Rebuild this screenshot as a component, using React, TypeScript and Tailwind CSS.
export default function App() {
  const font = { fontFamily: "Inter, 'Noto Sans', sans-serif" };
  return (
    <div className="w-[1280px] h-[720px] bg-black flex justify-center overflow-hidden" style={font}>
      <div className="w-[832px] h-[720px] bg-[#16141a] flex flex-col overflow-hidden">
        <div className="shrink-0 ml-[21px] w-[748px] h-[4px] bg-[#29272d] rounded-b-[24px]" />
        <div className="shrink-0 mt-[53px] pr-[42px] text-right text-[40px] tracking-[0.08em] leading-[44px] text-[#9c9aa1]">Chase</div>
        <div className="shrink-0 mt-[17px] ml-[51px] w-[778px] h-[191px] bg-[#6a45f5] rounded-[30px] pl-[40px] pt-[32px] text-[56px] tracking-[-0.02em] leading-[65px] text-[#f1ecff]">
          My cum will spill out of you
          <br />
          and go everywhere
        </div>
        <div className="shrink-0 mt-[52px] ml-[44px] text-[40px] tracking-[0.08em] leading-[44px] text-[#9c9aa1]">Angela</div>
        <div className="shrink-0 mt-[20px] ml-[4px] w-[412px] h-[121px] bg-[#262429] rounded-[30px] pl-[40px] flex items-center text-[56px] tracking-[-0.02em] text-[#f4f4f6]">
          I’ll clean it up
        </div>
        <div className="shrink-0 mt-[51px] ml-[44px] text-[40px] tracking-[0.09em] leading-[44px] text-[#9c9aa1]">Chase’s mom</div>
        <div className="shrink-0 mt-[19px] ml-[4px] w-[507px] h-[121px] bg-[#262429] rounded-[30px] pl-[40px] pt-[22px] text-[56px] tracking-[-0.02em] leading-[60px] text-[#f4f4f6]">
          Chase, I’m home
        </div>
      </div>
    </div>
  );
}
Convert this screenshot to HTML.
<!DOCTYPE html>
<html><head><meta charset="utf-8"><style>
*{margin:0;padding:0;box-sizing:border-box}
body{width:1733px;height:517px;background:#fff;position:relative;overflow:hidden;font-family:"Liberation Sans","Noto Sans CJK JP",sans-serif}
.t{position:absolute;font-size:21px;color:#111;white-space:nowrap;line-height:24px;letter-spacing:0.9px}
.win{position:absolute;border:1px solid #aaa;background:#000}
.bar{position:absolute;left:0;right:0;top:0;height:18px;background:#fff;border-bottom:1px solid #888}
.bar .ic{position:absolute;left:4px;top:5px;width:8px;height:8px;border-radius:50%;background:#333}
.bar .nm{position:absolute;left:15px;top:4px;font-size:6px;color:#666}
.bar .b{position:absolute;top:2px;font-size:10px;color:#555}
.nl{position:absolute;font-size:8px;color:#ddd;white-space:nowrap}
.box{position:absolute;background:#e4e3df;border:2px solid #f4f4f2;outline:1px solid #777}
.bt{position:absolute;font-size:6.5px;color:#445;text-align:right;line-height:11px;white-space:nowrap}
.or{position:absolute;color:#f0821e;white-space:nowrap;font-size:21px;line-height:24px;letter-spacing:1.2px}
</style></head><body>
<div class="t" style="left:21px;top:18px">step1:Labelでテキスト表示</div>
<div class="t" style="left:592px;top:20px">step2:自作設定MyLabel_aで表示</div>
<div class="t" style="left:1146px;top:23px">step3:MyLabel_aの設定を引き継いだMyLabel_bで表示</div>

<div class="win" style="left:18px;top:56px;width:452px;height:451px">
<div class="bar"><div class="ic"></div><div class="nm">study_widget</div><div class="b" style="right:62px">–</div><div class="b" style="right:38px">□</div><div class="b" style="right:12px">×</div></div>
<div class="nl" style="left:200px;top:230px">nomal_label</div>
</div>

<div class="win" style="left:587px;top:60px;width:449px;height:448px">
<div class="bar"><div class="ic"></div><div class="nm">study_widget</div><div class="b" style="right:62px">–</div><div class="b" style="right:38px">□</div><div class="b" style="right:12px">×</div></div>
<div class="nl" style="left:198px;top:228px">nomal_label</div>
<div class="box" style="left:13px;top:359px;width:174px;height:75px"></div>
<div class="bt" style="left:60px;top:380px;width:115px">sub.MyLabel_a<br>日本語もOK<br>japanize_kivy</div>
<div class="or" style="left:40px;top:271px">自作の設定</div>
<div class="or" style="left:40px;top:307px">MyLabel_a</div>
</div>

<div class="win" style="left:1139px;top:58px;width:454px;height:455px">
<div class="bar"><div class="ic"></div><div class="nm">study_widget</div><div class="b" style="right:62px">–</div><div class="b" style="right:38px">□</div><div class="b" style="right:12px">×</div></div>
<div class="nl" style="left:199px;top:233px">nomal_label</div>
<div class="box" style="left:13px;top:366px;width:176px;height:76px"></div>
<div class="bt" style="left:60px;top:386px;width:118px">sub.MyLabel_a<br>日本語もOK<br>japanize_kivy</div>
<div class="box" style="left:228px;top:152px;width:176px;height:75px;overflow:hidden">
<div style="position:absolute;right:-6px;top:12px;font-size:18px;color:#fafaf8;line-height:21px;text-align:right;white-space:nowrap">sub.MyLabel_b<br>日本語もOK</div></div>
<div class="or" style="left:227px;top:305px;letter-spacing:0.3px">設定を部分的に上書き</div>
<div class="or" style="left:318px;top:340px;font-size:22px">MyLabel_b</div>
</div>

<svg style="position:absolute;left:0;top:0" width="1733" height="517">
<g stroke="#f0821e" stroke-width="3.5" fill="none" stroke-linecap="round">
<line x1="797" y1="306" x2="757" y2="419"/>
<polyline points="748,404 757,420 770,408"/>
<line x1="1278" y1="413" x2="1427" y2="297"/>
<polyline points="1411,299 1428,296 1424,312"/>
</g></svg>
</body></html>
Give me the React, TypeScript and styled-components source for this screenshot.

◆ **Task objective**:
Check each line of the records above for "React", and copy those that have it.

◆ **Exercise response**:
Rebuild this screenshot as a component, using React, TypeScript and Tailwind CSS.
Give me the React, TypeScript and styled-components source for this screenshot.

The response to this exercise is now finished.